5. The Queen of Versailles
The 2012 documentary The Queen of Versailles, directed by Lauren Greenfield, recounts the story of David and Jaqueline Siegel. These wealthy owners of the Westgate Resorts time-share business try to build the country’s most expensive single-family house, inspired by the French palace at Versailles, just as the 2008 recession hits, fueled by the sub-prime mortgage disaster. The film follows the members of the Siegel family as they start to realize their fortune and lifestyle may not be permanent. The winner of several major film awards, including the U.S. Directing Award at the 2012 Sundance Film Festival and a nomination for Best Documentary Film by the International Documentary Association the same year, The Queen of Versailles received strong critical approval. Notably, Ezra Klein, blogger and columnist at The Washington Post, wrote that the documentary was “perhaps the single best film on the Great Recession.”
4. Food, Inc.
Food, Inc., the 2008 documentary directed by Robert Kenner, slams the American corporate agriculture industry claiming that agribusiness not only produces unhealthy food, but also abuses animals, mistreats its employees and destroys the environment in the name of profitability. Critically, the film received high marks with The San Francisco Chronicle suggesting that the film “…throws out one zinger after another, making its case with the methodical and unremitting force of muckrakers trying to radicalize — or at least rouse — a dozing populace.” Some reviewers noted that the lack of participation from companies criticized in the film gave it an unbalanced feel.
3. Enron: The Smartest Guys in the Room
When the energy company Enron Corporation went belly-up in 2001, few people understood the extent of the corruption involved. Enron: The Smartest Guys in the Room, the 2005 documentary based on the book written by financial reporters Bethany McLean and Peter Elkind, examines the scandal that shook the business world and the economy.
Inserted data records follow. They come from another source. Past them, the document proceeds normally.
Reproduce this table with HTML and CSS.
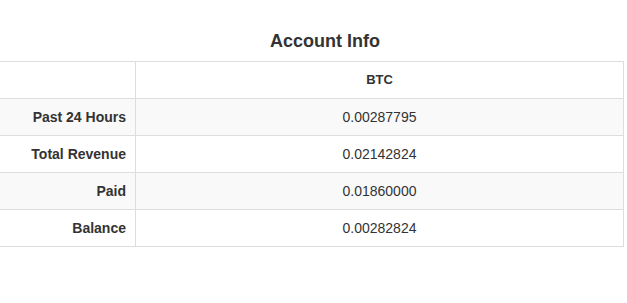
FILE: index.html
```html
<!DOCTYPE html>
<html>
<head>
<meta charset="utf-8">
<link rel="stylesheet" href="styles.css">
</head>
<body>
<div class="panel">
  <h3 class="title">Account Info</h3>
  <table class="info">
    <thead>
      <tr><th class="label"></th><th class="value">BTC</th></tr>
    </thead>
    <tbody>
      <tr class="odd"><td class="label">Past 24 Hours</td><td class="value">0.00287795</td></tr>
      <tr><td class="label">Total Revenue</td><td class="value">0.02142824</td></tr>
      <tr class="odd"><td class="label">Paid</td><td class="value">0.01860000</td></tr>
      <tr><td class="label">Balance</td><td class="value">0.00282824</td></tr>
    </tbody>
  </table>
</div>
</body>
</html>
```

FILE: styles.css
```css
html, body {
  margin: 0;
  padding: 0;
  background: #fff;
}
body {
  font-family: "Liberation Sans", Arial, sans-serif;
  font-size: 14px;
  color: #333;
}
.panel {
  width: 624px;
}
.title {
  margin: 31px 0 10px;
  font-size: 18px;
  line-height: 20px;
  font-weight: bold;
  text-align: center;
  padding-left: 26px;
  color: #333;
}
.info {
  width: 624px;
  border-collapse: collapse;
  border-right: 1px solid #ddd;
}
.info th, .info td {
  border-top: 1px solid #ddd;
  border-bottom: 1px solid #ddd;
  padding: 8px;
  line-height: 20px;
  height: 20px;
}
.info th {
  font-size: 13px;
  font-weight: bold;
}
.info .label {
  width: 118px;
  text-align: right;
  font-weight: bold;
  border-right: 1px solid #ddd;
  padding-right: 9px;
}
.info .value {
  text-align: center;
}
.info tr.odd td {
  background: #f9f9f9;
}
```
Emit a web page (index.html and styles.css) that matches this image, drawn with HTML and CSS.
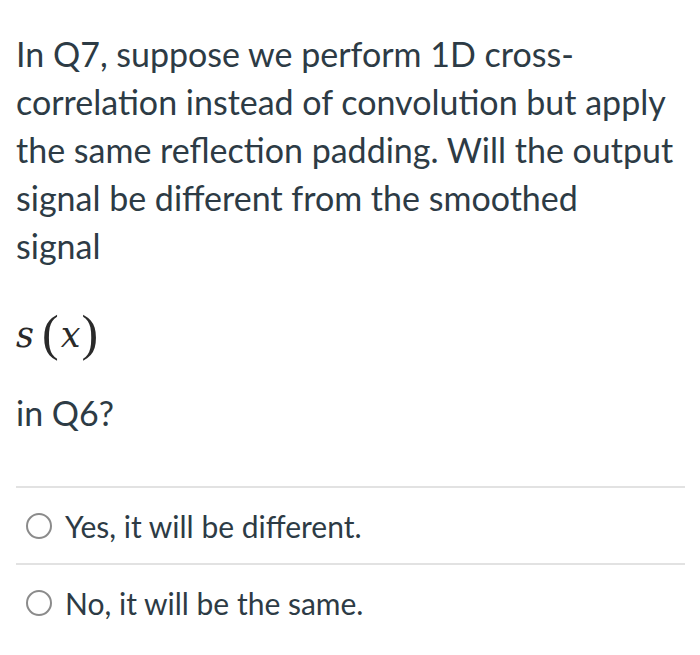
FILE: index.html
```html
<!DOCTYPE html>
<html>
<head>
<meta charset="utf-8">
<link rel="stylesheet" href="styles.css">
</head>
<body>
<div class="page">
  <div class="question">
    <p class="para">In Q7, suppose we perform 1D cross-<br>correlation instead of convolution but apply<br>the same reflection padding. Will the output<br>signal be different from the smoothed<br>signal</p>
    <div class="math"><span class="mi ms">s</span><span class="paren">(</span><span class="mi mx">x</span><span class="paren">)</span></div>
    <p class="para tail">in Q6?</p>
  </div>
  <div class="answers">
    <label class="option"><span class="radio"></span><span class="label-text">Yes, it will be different.</span></label>
    <label class="option"><span class="radio"></span><span class="label-text">No, it will be the same.</span></label>
  </div>
</div>
</body>
</html>
```
FILE: styles.css
```css
html, body {
  margin: 0;
  padding: 0;
  background: #ffffff;
}
.page {
  padding: 30px 15px 0 16px;
  font-family: Lato, "Noto Sans", sans-serif;
  color: #2d3b45;
}
.question {
  font-size: 34px;
  white-space: nowrap;
}
.para {
  margin: 0;
  line-height: 48px;
}
.math {
  display: flex;
  align-items: center;
  height: 44px;
  margin: 41px 0 34px 0;
  font-family: "Liberation Serif", "DejaVu Serif", serif;
  color: #2a2a2a;
}
.mi {
  font-family: "DejaVu Serif", "Liberation Serif", serif;
  font-style: italic;
  font-size: 35px;
  line-height: 1;
  position: relative;
  top: 2px;
}
.ms {
  margin-right: 8px;
}
.mx {
  margin: 0 1px 0 2px;
}
.paren {
  font-size: 50px;
  line-height: 1;
}
.tail {
  margin-bottom: 49px;
}
.answers {
  display: flex;
  flex-direction: column;
}
.option {
  display: flex;
  align-items: center;
  gap: 13px;
  height: 75px;
  border-top: 2px solid #e2e2e2;
  padding-left: 10px;
  font-size: 30px;
}
.radio {
  width: 22px;
  height: 22px;
  border: 2.5px solid #8b8b8b;
  border-radius: 50%;
  flex: none;
}
```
Director Alex Gibney tracks the company’s collapse and the criminal trials that followed while interviewing reporters and stock analysts, as well as former Enron executives and employees. After receiving critical acclaim, the film was nominated for the Academy Award for Best Documentary Feature and won Best Documentary Feature at the Independent Spirit Awards.
2. China Blue
Micha Peled directed this 2005 documentary that exposes sweatshop conditions in China’s factories by following one 17-year-old worker named Jasmine Li. The film follows the young girl as she helps to manufacture blue jeans for a company in Turkey while enduring inhumane conditions and making only half a yuan (about six U.S. cents) per hour. Critics’ praise of the film was nearly unanimous with Beverly Berning of culturevulture.net writing “China Blue does not offer solutions, but it might help get us to stop ignoring the problems” and calling the documentary “the little elephant that roared.” China Blue was awarded the Amnesty International-DOEN Award at the 2005 Amnesty International Human Rights Film Festival.
1. Roger & Me
Filmmaker Michael Moore is well-known for many high-profile documentaries, but 1989’s Roger & Me was the first. Taking a personal approach by using his family’s story and his hometown of Flint, Michigan, Moore examines the decision by General Motors CEO Roger Smith to close several auto plants in the blue-collar city. The resulting loss of 30,000 jobs to Mexico devastated the local Flint economy and spurred on Moore to find the elusive CEO for an interview. Moore’s sometimes comical mission becomes the foundation of his expose. While some critics, including Pauline Kael of The New Yorker, questioned the chronology of the film, most reviewers were impressed. Reviewer Emanuel Levy called the movie “scathingly biting satire of Reagonomics” and John A. Nesbit of Old School Reviews wrote the film provides some “sharp political muckraking.”